Lone Tree Council and TRW

Dioxin Update

January 14, 2005 # 30


Happy New Year. It's January 2005:

26 years and 5 months since Dow Chemical was identified as the primary, if not sole contributor to dioxin contamination in Midland, the Tittabawassee River, Saginaw River, and Saginaw Bay. (August 8, 1978, communication to J. Merenda, Director, Assessment Division, OTE/OTS from F. Kover)

19 years and 2months since high dioxin levels were found in the City of Midland ( Milt Clark EPA Oct. 1985)

4 years and 3 months since high dioxin concentrations were found at Greenpoint in Saginaw Co. ( Oct. 12th 2000 e-mail exchange between Dr. L. Dykema MDCH and Ms. Sue Kaelber Matlock, MDEQ)

36 months since Lone Tree Council and MEC issued press release detailing the dioxin contamination of the entire Tittabawassee River. The finding a result of a Freedom of Information request.

1 month since the highest levels of dioxin ( 11,000 ppt) to date were identified in the Saginaw River. ( US Army Corp of Engineers)


Groups Urge Governor toward a successfull conclusion to the closed door negotiations with Dow 12-27-04

Closed negotiations between Michigan and Dow Chemical Company regarding the cleanup of dioxin were slated to conclude October 31st, but have dragged on an additional two months. The Michigan Environmental Council, the Lone Tree Council, Sierra Club, Ecology Center, Clean Water Action, Tittabawassee River Watch, Citizens Against Toxic Chemicals, and Environmental Health Watch released cleanup guidelines in anticipation that the results of the negotiations will soon come to an end soon.

In a a seven-point set of dioxin cleanup guidelines for the Midland-Saginaw Bay area, we urged the Granholm administration to successfully conclude still-secret talks with Dow Chemical Company over the fate of the Tittabawassee and Saginaw River watersheds.

The guidelines we released are reasonable and outline what we believe any acceptable cleanup plan should address.

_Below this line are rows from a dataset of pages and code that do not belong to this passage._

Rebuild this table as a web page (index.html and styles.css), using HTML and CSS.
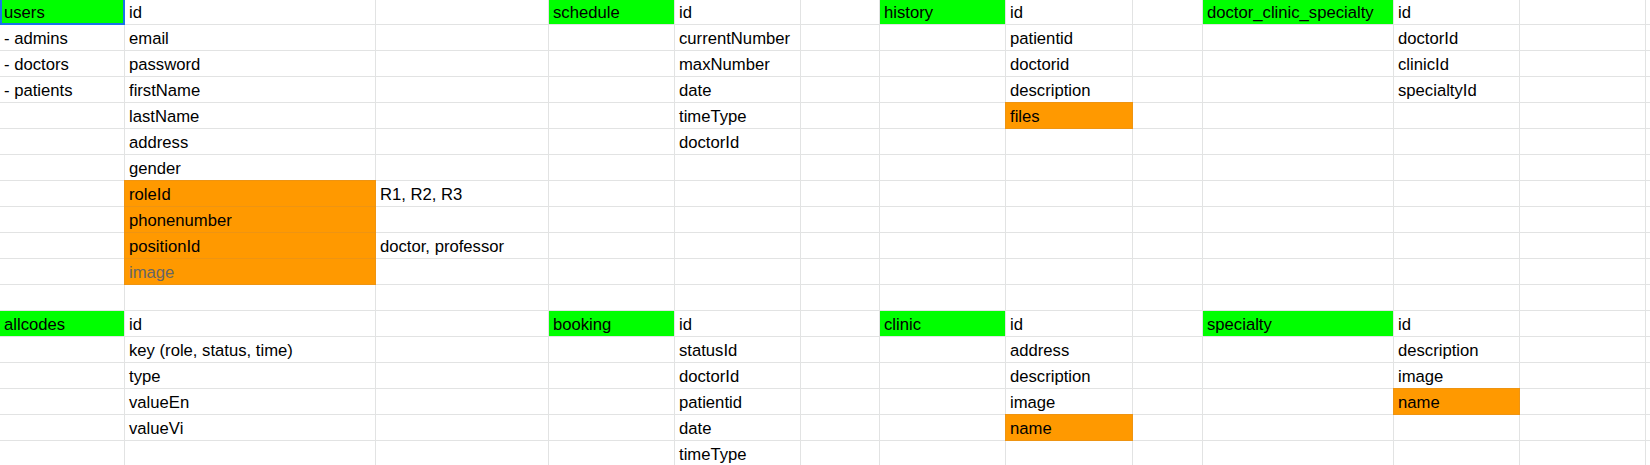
FILE: index.html
```html
<!DOCTYPE html>
<html>
<head>
<meta charset="utf-8">
<link rel="stylesheet" href="styles.css">
</head>
<body>
<div class="sheet">
  <!-- row 1 -->
  <div class="c g sel">users</div><div class="c">id</div><div class="c"></div><div class="c g">schedule</div><div class="c">id</div><div class="c"></div><div class="c g">history</div><div class="c">id</div><div class="c"></div><div class="c g">doctor_clinic_specialty</div><div class="c">id</div><div class="c"></div><div class="c"></div>
  <!-- row 2 -->
  <div class="c">- admins</div><div class="c">email</div><div class="c"></div><div class="c"></div><div class="c">currentNumber</div><div class="c"></div><div class="c"></div><div class="c">patientid</div><div class="c"></div><div class="c"></div><div class="c">doctorId</div><div class="c"></div><div class="c"></div>
  <!-- row 3 -->
  <div class="c">- doctors</div><div class="c">password</div><div class="c"></div><div class="c"></div><div class="c">maxNumber</div><div class="c"></div><div class="c"></div><div class="c">doctorid</div><div class="c"></div><div class="c"></div><div class="c">clinicId</div><div class="c"></div><div class="c"></div>
  <!-- row 4 -->
  <div class="c">- patients</div><div class="c">firstName</div><div class="c"></div><div class="c"></div><div class="c">date</div><div class="c"></div><div class="c"></div><div class="c">description</div><div class="c"></div><div class="c"></div><div class="c">specialtyId</div><div class="c"></div><div class="c"></div>
  <!-- row 5 -->
  <div class="c"></div><div class="c">lastName</div><div class="c"></div><div class="c"></div><div class="c">timeType</div><div class="c"></div><div class="c"></div><div class="c o">files</div><div class="c"></div><div class="c"></div><div class="c"></div><div class="c"></div><div class="c"></div>
  <!-- row 6 -->
  <div class="c"></div><div class="c">address</div><div class="c"></div><div class="c"></div><div class="c">doctorId</div><div class="c"></div><div class="c"></div><div class="c"></div><div class="c"></div><div class="c"></div><div class="c"></div><div class="c"></div><div class="c"></div>
  <!-- row 7 -->
  <div class="c"></div><div class="c">gender</div><div class="c"></div><div class="c"></div><div class="c"></div><div class="c"></div><div class="c"></div><div class="c"></div><div class="c"></div><div class="c"></div><div class="c"></div><div class="c"></div><div class="c"></div>
  <!-- row 8 -->
  <div class="c"></div><div class="c o">roleId</div><div class="c">R1, R2, R3</div><div class="c"></div><div class="c"></div><div class="c"></div><div class="c"></div><div class="c"></div><div class="c"></div><div class="c"></div><div class="c"></div><div class="c"></div><div class="c"></div>
  <!-- row 9 -->
  <div class="c"></div><div class="c o">phonenumber</div><div class="c"></div><div class="c"></div><div class="c"></div><div class="c"></div><div class="c"></div><div class="c"></div><div class="c"></div><div class="c"></div><div class="c"></div><div class="c"></div><div class="c"></div>
  <!-- row 10 -->
  <div class="c"></div><div class="c o">positionId</div><div class="c">doctor, professor</div><div class="c"></div><div class="c"></div><div class="c"></div><div class="c"></div><div class="c"></div><div class="c"></div><div class="c"></div><div class="c"></div><div class="c"></div><div class="c"></div>
  <!-- row 11 -->
  <div class="c"></div><div class="c o muted">image</div><div class="c"></div><div class="c"></div><div class="c"></div><div class="c"></div><div class="c"></div><div class="c"></div><div class="c"></div><div class="c"></div><div class="c"></div><div class="c"></div><div class="c"></div>
  <!-- row 12 -->
  <div class="c"></div><div class="c"></div><div class="c"></div><div class="c"></div><div class="c"></div><div class="c"></div><div class="c"></div><div class="c"></div><div class="c"></div><div class="c"></div><div class="c"></div><div class="c"></div><div class="c"></div>
  <!-- row 13 -->
  <div class="c g">allcodes</div><div class="c">id</div><div class="c"></div><div class="c g">booking</div><div class="c">id</div><div class="c"></div><div class="c g">clinic</div><div class="c">id</div><div class="c"></div><div class="c g">specialty</div><div class="c">id</div><div class="c"></div><div class="c"></div>
  <!-- row 14 -->
  <div class="c"></div><div class="c">key (role, status, time)</div><div class="c"></div><div class="c"></div><div class="c">statusId</div><div class="c"></div><div class="c"></div><div class="c">address</div><div class="c"></div><div class="c"></div><div class="c">description</div><div class="c"></div><div class="c"></div>
  <!-- row 15 -->
  <div class="c"></div><div class="c">type</div><div class="c"></div><div class="c"></div><div class="c">doctorId</div><div class="c"></div><div class="c"></div><div class="c">description</div><div class="c"></div><div class="c"></div><div class="c">image</div><div class="c"></div><div class="c"></div>
  <!-- row 16 -->
  <div class="c"></div><div class="c">valueEn</div><div class="c"></div><div class="c"></div><div class="c">patientid</div><div class="c"></div><div class="c"></div><div class="c">image</div><div class="c"></div><div class="c"></div><div class="c o">name</div><div class="c"></div><div class="c"></div>
  <!-- row 17 -->
  <div class="c"></div><div class="c">valueVi</div><div class="c"></div><div class="c"></div><div class="c">date</div><div class="c"></div><div class="c"></div><div class="c o">name</div><div class="c"></div><div class="c"></div><div class="c"></div><div class="c"></div><div class="c"></div>
  <!-- row 18 -->
  <div class="c"></div><div class="c"></div><div class="c"></div><div class="c"></div><div class="c">timeType</div><div class="c"></div><div class="c"></div><div class="c"></div><div class="c"></div><div class="c"></div><div class="c"></div><div class="c"></div><div class="c"></div>
</div>
</body>
</html>
```

FILE: styles.css
```css
html, body {
  margin: 0;
  padding: 0;
  background: #ffffff;
}

.sheet {
  display: grid;
  grid-template-columns: 124px 250px 172px 125px 125px 78px 125px 126px 69px 190px 125px 125px 1fr;
  grid-template-rows: 24px repeat(17, 25px);
  gap: 1px;
  background: #e2e3e3;
  width: 1650px;
  height: 465px;
  overflow: hidden;
}

.c {
  position: relative;
  background: #ffffff;
  color: #000000;
  font-family: "Liberation Sans", Arial, sans-serif;
  font-size: 16.67px;
  line-height: 20px;
  padding: 4px 4px 0 4px;
  white-space: nowrap;
  box-sizing: border-box;
}

.sheet > .c:nth-child(-n+13) {
  padding-top: 3px;
}

.g {
  background: #00ff00;
}

.o {
  background: #ff9900;
  box-shadow: 0 0 0 1px #ee9412;
}

.muted {
  color: #666666;
}

.sel::after {
  content: "";
  position: absolute;
  left: 0;
  top: -2px;
  right: -1px;
  bottom: -1px;
  border: 2px solid #1a73e8;
  box-sizing: border-box;
  pointer-events: none;
}
```
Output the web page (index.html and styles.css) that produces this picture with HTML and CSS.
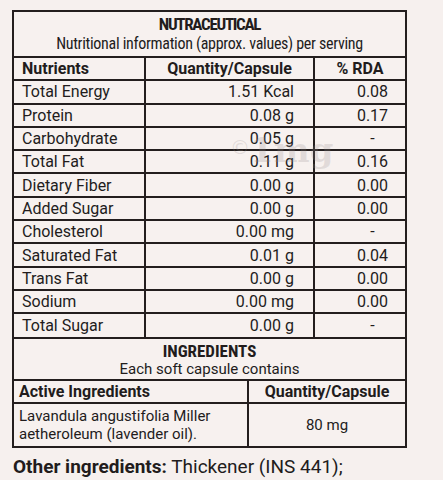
FILE: index.html
```html
<!DOCTYPE html>
<html>
<head>
<meta charset="utf-8">
<link rel="stylesheet" href="styles.css">
</head>
<body>
<div class="page">
  <div class="label">
    <div class="title">
      <div class="t1 main">NUTRACEUTICAL</div>
      <div class="t2">Nutritional information (approx. values) per serving</div>
    </div>
    <table class="nut">
      <colgroup><col class="c1"><col class="c2"><col class="c3"></colgroup>
      <tr class="head"><th class="l">Nutrients</th><th>Quantity/Capsule</th><th>% RDA</th></tr>
      <tr><td>Total Energy</td><td class="q">1.51 Kcal</td><td class="r">0.08</td></tr>
      <tr><td>Protein</td><td class="q">0.08 g</td><td class="r">0.17</td></tr>
      <tr><td>Carbohydrate</td><td class="q">0.05 g</td><td class="r dash">-</td></tr>
      <tr><td>Total Fat</td><td class="q">0.11 g</td><td class="r">0.16</td></tr>
      <tr><td>Dietary Fiber</td><td class="q">0.00 g</td><td class="r">0.00</td></tr>
      <tr><td>Added Sugar</td><td class="q">0.00 g</td><td class="r">0.00</td></tr>
      <tr><td>Cholesterol</td><td class="q">0.00 mg</td><td class="r dash">-</td></tr>
      <tr><td>Saturated Fat</td><td class="q">0.01 g</td><td class="r">0.04</td></tr>
      <tr><td>Trans Fat</td><td class="q">0.00 g</td><td class="r">0.00</td></tr>
      <tr><td>Sodium</td><td class="q">0.00 mg</td><td class="r">0.00</td></tr>
      <tr><td>Total Sugar</td><td class="q">0.00 g</td><td class="r dash">-</td></tr>
    </table>
    <div class="ing">
      <div class="t1">INGREDIENTS</div>
      <div class="t3">Each soft capsule contains</div>
    </div>
    <table class="act">
      <colgroup><col class="a1"><col class="a2"></colgroup>
      <tr class="head"><th class="l">Active Ingredients</th><th>Quantity/Capsule</th></tr>
      <tr class="lav"><td class="name">Lavandula angustifolia Miller<br>aetheroleum (lavender oil).</td><td class="amt">80 mg</td></tr>
    </table>
    <span class="wm"><span class="c">©</span>1mg</span>
  </div>
  <p class="other"><b>Other ingredients:</b> Thickener (INS 441);</p>
</div>
</body>
</html>
```

FILE: styles.css
```css
html, body {
  margin: 0;
  padding: 0;
  background: #f6f0ee;
}
.page {
  width: 443px;
  height: 480px;
  overflow: hidden;
  padding: 10px 0 0 12px;
  box-sizing: border-box;
  color: #221c1c;
  font-family: Roboto, "Liberation Sans", sans-serif;
}
.label {
  position: relative;
  width: 395px;
  box-sizing: border-box;
  border: 2px solid #241e1e;
  background: #f7f1ef;
}
.title {
  height: 44px;
  display: flex;
  flex-direction: column;
  align-items: center;
  padding-top: 3px;
  box-sizing: border-box;
}
.t1 {
  font-family: Roboto, "Liberation Sans", sans-serif;
  font-stretch: 75%;
  font-weight: bold;
  font-size: 17px;
  line-height: 18px;
}
.t1.main {
  font-size: 17px;
  letter-spacing: -1.3px;
}
.t2 {
  font-family: Roboto, "Liberation Sans", sans-serif;
  font-stretch: 75%;
  font-size: 16px;
  letter-spacing: -0.3px;
  line-height: 21px;
}
table {
  width: 100%;
  border-collapse: collapse;
  table-layout: fixed;
}
td, th {
  border-top: 2px solid #241e1e;
  padding: 0;
  font-size: 16px;
  white-space: nowrap;
}
td + td, th + th {
  border-left: 2px solid #241e1e;
}
.c1 { width: 131px; }
.c2 { width: 169px; }
.nut tr { height: 23.3px; }
th { font-weight: bold; text-align: center; }
th.l, td { text-align: left; padding-left: 8px; }
td.q { text-align: right; padding-right: 19px; padding-left: 0; }
td.r { text-align: center; padding-left: 25px; }
.ing {
  height: 42px;
  border-top: 2px solid #241e1e;
  display: flex;
  flex-direction: column;
  align-items: center;
  padding-top: 3px;
  box-sizing: border-box;
}
.t3 {
  font-size: 15px;
  line-height: 18px;
}
.a1 { width: 234px; }
.act .head { height: 23px; }
.act th.l { padding-left: 5px; }
.lav { height: 43px; }
td.name {
  font-size: 15px;
  line-height: 18px;
  padding-left: 5px;
}
td.amt {
  text-align: center;
  font-size: 15px;
  padding-left: 0;
}
.wm {
  position: absolute;
  left: 216px;
  top: 118px;
  font-family: "DejaVu Serif", serif;
  font-weight: bold;
  font-size: 34px;
  color: rgba(150, 140, 140, 0.22);
}
.wm .c { font-size: 20px; font-family: "DejaVu Sans", sans-serif; font-weight: normal; vertical-align: 8px; }
.other {
  margin: 8px 0 0 1px;
  font-size: 19px;
  line-height: 22px;
}
.other b { font-weight: bold; }
```
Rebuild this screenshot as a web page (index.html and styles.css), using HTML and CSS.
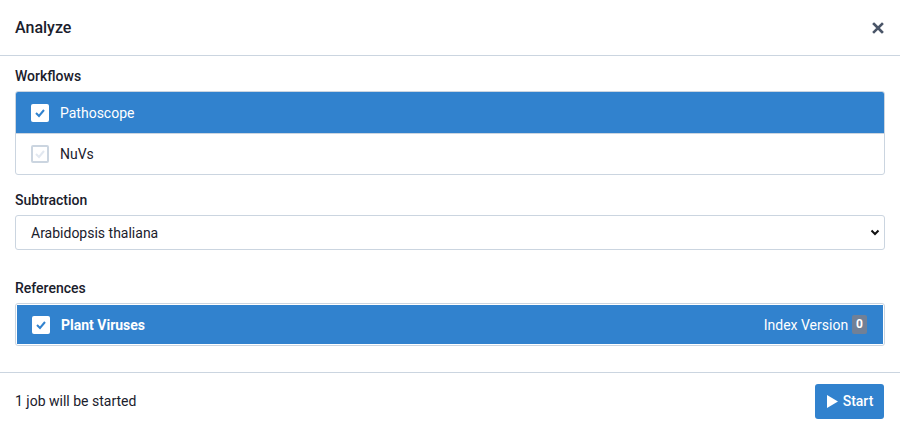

Although the cleanup guidelines are targeted at the Saginaw Bay watershed the same questions need to asked about rivers throughout the state which is the reason so many others in the environmental community are coming to the table on this issue. Precedents will be set that impact all of Michigan's waters.

The eight groups released the following guidelines that will be used to evaluate any proposed cleanup plan coming out of the Granholm-Dow negotiations:

1) Will the final goal of any cleanup result in rivers that we can swim
and fish in, that we know are safe as drinking water sources?

2) Will the public have a strong, direct role in ensuring that a
comprehensive cleanup is undertaken?

3) Will the cleanup begin immediately? Are the most contaminated areas
that affect public health and Michigan’s waters being cleaned up first?
What is the specific cleanup schedule?

4) Will the current lawful cleanup standard of 90 parts per trillion be
used? If not, what scientific basis exists for using a standard less

5) Will contaminated soils and sediments be removed using methods,
procedures and containment sites that ensure dioxin poisons will not be
reintroduced into our neighborhoods by the next major flood event?

6) Will the dioxin cleanup agreement be legally enforceable? What, if
any, impact will it have on other existing cleanup agreements between
Dow and the state? What are the consequences if Dow or the state fail to
comply with the agreement?

7) Will the cleanup agreement protect economic growth, public enjoyment
and sustainable development along the riverfront into the future? Or is
it a short-term fix that leaves pollution behind for future generations
to deal with?

A special thanks to Rita Jack of Sierra Club, James Clift of MEC and Dave Holtz of Clean Water Action for their time, attention and support of our efforts. You can visit their websites at http://michigan.sierraclub.org/ http://www.mecprotects/ and http://www.cleanwateraction.org/mi/

Dioxin seen as worst man-made toxin

By Joyce Howard Price

Dioxin, the chemical blamed in the recent poisoning and facial disfigurement of Ukrainian opposition presidential candidate Viktor Yushchenko, was described yesterday by a top U.S. Environmental Protection Agency researcher as the "most toxic man-made" substance ever produced.

"Dioxins are very persistent both in the environment and in the body. Once they get into the environment and the body, they do not go away quickly," said Linda Birnbaum, director of the EPA's experimental toxicology division and a world-renowned dioxin expert.

(another snip)

Birnbaum also said there is growing evidence that dioxin levels — even those at the high end of the normal range — might disrupt metabolism and increase the risk of cancer, diabetes and impaired cognitive development.